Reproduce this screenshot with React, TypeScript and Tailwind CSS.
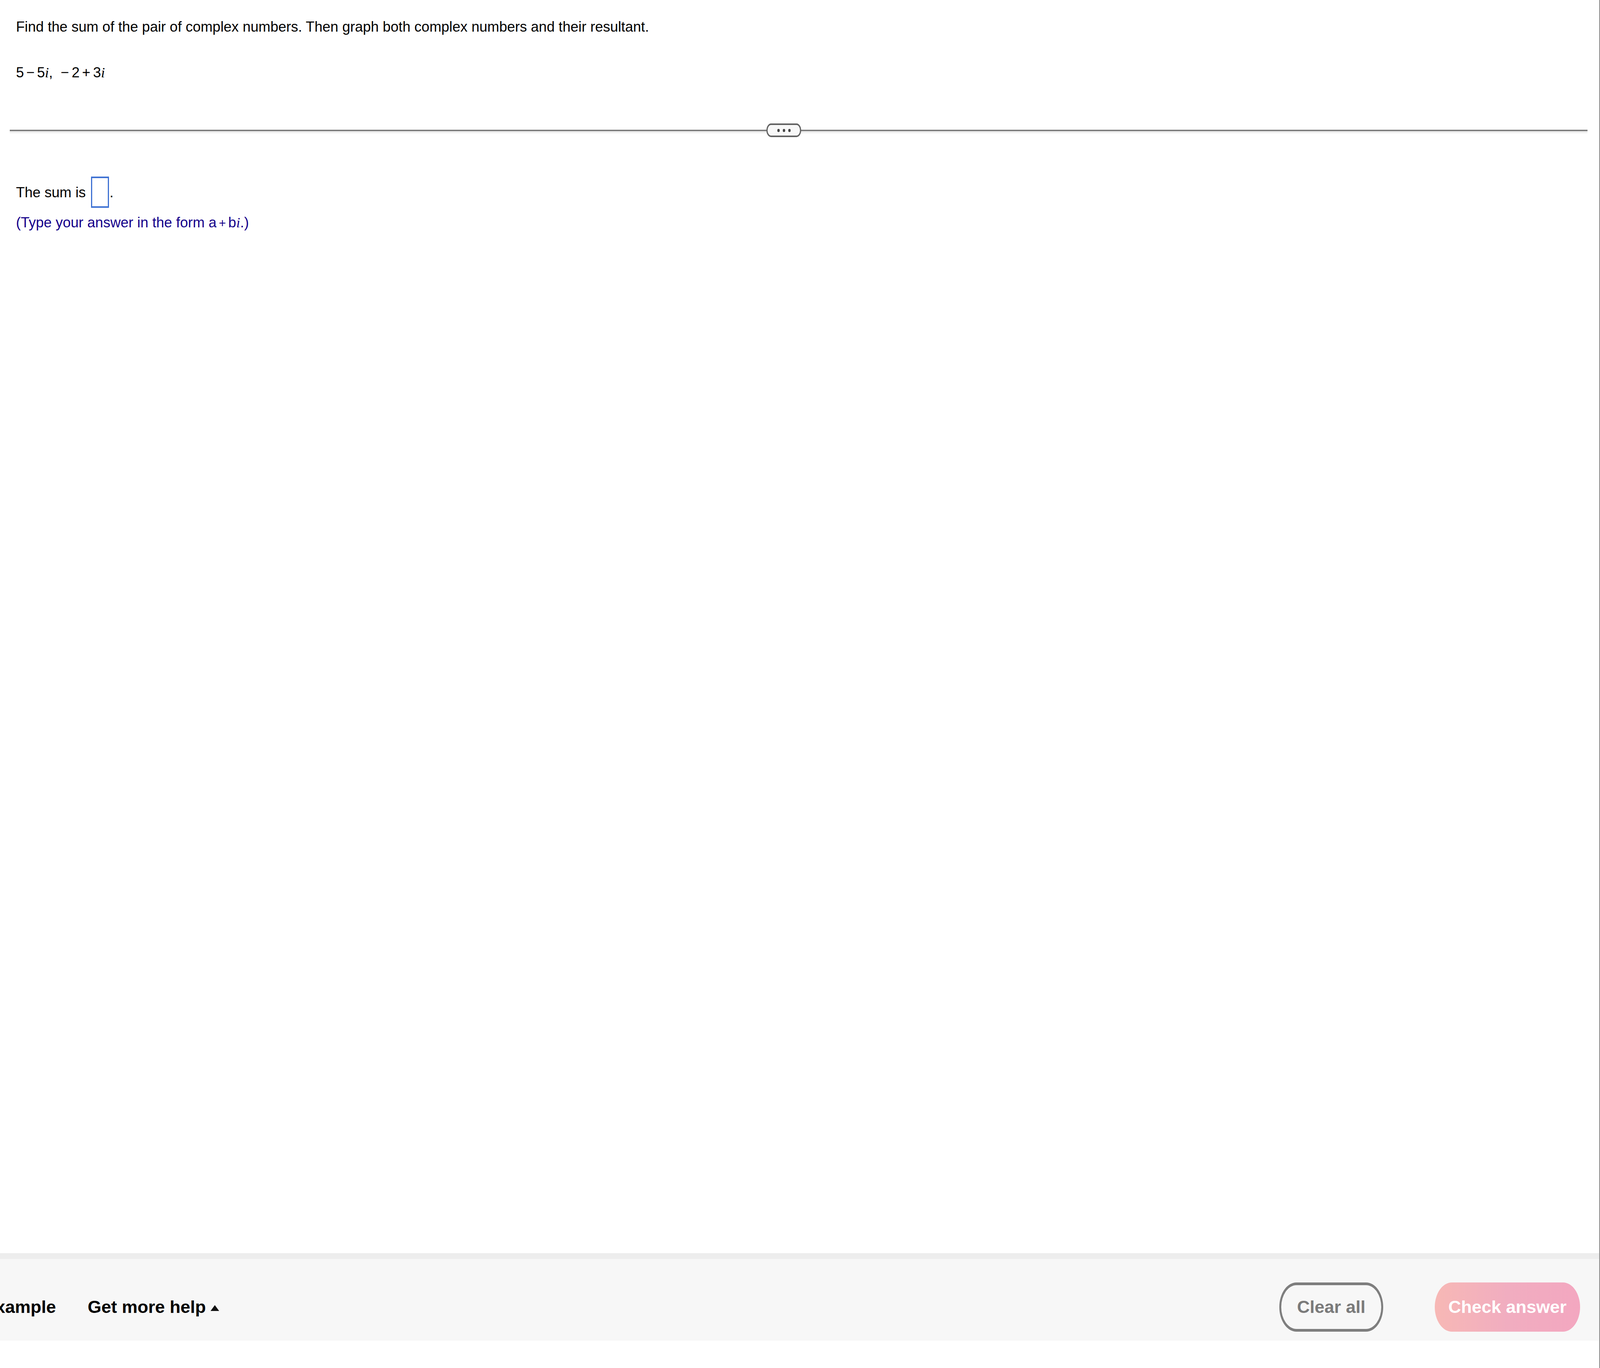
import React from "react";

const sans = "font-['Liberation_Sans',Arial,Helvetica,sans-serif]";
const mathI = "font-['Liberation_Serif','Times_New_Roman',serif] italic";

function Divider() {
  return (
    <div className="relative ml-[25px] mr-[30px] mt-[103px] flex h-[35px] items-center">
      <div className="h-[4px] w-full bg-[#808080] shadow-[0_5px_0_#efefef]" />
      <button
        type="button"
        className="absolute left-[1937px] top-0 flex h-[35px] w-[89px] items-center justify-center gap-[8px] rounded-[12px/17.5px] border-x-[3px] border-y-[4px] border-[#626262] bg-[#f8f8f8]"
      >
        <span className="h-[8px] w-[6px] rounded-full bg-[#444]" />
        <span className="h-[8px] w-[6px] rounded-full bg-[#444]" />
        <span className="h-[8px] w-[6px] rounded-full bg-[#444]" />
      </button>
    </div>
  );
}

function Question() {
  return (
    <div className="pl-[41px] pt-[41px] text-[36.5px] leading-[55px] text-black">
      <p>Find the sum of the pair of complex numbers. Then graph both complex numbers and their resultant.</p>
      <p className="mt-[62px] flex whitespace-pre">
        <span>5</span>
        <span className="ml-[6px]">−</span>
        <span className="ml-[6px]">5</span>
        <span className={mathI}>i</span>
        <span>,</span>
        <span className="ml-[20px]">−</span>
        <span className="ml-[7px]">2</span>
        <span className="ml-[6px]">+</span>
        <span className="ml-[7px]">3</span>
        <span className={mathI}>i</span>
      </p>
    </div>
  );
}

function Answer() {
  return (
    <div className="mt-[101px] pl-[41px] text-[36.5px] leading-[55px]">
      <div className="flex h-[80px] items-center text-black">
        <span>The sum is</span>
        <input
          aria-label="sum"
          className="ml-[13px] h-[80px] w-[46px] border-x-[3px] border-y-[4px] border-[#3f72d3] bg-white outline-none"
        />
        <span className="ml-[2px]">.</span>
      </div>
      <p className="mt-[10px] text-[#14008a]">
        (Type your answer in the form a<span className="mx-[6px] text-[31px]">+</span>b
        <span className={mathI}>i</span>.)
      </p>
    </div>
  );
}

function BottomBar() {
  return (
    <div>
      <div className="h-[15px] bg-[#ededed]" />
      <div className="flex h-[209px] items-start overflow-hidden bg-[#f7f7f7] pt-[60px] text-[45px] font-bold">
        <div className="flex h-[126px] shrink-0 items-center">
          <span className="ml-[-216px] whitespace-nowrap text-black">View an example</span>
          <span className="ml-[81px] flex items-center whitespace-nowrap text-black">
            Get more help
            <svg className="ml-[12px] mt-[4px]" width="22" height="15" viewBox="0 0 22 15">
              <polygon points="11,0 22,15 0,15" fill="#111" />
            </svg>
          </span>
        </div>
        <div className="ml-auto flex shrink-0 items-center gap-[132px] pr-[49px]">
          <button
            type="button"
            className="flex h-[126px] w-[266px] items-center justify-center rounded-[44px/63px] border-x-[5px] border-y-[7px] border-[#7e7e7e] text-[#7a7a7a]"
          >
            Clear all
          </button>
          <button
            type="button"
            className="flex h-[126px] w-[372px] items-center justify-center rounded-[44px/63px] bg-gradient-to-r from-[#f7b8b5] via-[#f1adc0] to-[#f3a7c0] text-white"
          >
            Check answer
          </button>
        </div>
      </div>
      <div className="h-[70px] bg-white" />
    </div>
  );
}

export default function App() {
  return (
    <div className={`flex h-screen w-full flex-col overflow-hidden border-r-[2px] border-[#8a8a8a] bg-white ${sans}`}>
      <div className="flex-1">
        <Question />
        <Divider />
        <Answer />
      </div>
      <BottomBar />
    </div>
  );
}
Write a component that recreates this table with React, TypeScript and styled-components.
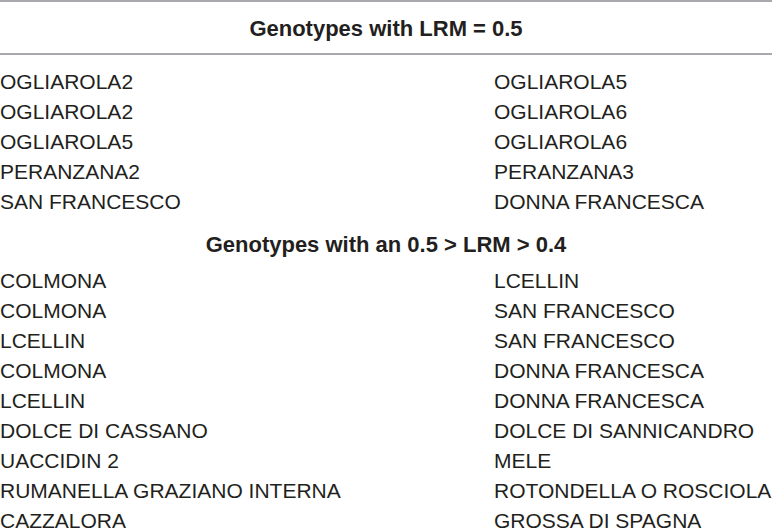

● ● ● ● ●

Print every entry above again without changing a word, and omit the pictures.

Task answer:
Reproduce this screenshot with React, TypeScript and Tailwind CSS.
import React from "react";

const sans = "font-['Liberation_Sans',Arial,Helvetica,sans-serif]";
const mathI = "font-['Liberation_Serif','Times_New_Roman',serif] italic";

function Divider() {
  return (
    <div className="relative ml-[25px] mr-[30px] mt-[103px] flex h-[35px] items-center">
      <div className="h-[4px] w-full bg-[#808080] shadow-[0_5px_0_#efefef]" />
      <button
        type="button"
        className="absolute left-[1937px] top-0 flex h-[35px] w-[89px] items-center justify-center gap-[8px] rounded-[12px/17.5px] border-x-[3px] border-y-[4px] border-[#626262] bg-[#f8f8f8]"
      >
        <span className="h-[8px] w-[6px] rounded-full bg-[#444]" />
        <span className="h-[8px] w-[6px] rounded-full bg-[#444]" />
        <span className="h-[8px] w-[6px] rounded-full bg-[#444]" />
      </button>
    </div>
  );
}

function Question() {
  return (
    <div className="pl-[41px] pt-[41px] text-[36.5px] leading-[55px] text-black">
      <p>Find the sum of the pair of complex numbers. Then graph both complex numbers and their resultant.</p>
      <p className="mt-[62px] flex whitespace-pre">
        <span>5</span>
        <span className="ml-[6px]">−</span>
        <span className="ml-[6px]">5</span>
        <span className={mathI}>i</span>
        <span>,</span>
        <span className="ml-[20px]">−</span>
        <span className="ml-[7px]">2</span>
        <span className="ml-[6px]">+</span>
        <span className="ml-[7px]">3</span>
        <span className={mathI}>i</span>
      </p>
    </div>
  );
}

function Answer() {
  return (
    <div className="mt-[101px] pl-[41px] text-[36.5px] leading-[55px]">
      <div className="flex h-[80px] items-center text-black">
        <span>The sum is</span>
        <input
          aria-label="sum"
          className="ml-[13px] h-[80px] w-[46px] border-x-[3px] border-y-[4px] border-[#3f72d3] bg-white outline-none"
        />
        <span className="ml-[2px]">.</span>
      </div>
      <p className="mt-[10px] text-[#14008a]">
        (Type your answer in the form a<span className="mx-[6px] text-[31px]">+</span>b
        <span className={mathI}>i</span>.)
      </p>
    </div>
  );
}

function BottomBar() {
  return (
    <div>
      <div className="h-[15px] bg-[#ededed]" />
      <div className="flex h-[209px] items-start overflow-hidden bg-[#f7f7f7] pt-[60px] text-[45px] font-bold">
        <div className="flex h-[126px] shrink-0 items-center">
          <span className="ml-[-216px] whitespace-nowrap text-black">View an example</span>
          <span className="ml-[81px] flex items-center whitespace-nowrap text-black">
            Get more help
            <svg className="ml-[12px] mt-[4px]" width="22" height="15" viewBox="0 0 22 15">
              <polygon points="11,0 22,15 0,15" fill="#111" />
            </svg>
          </span>
        </div>
        <div className="ml-auto flex shrink-0 items-center gap-[132px] pr-[49px]">
          <button
            type="button"
            className="flex h-[126px] w-[266px] items-center justify-center rounded-[44px/63px] border-x-[5px] border-y-[7px] border-[#7e7e7e] text-[#7a7a7a]"
          >
            Clear all
          </button>
          <button
            type="button"
            className="flex h-[126px] w-[372px] items-center justify-center rounded-[44px/63px] bg-gradient-to-r from-[#f7b8b5] via-[#f1adc0] to-[#f3a7c0] text-white"
          >
            Check answer
          </button>
        </div>
      </div>
      <div className="h-[70px] bg-white" />
    </div>
  );
}

export default function App() {
  return (
    <div className={`flex h-screen w-full flex-col overflow-hidden border-r-[2px] border-[#8a8a8a] bg-white ${sans}`}>
      <div className="flex-1">
        <Question />
        <Divider />
        <Answer />
      </div>
      <BottomBar />
    </div>
  );
}
Write a component that recreates this table with React, TypeScript and styled-components.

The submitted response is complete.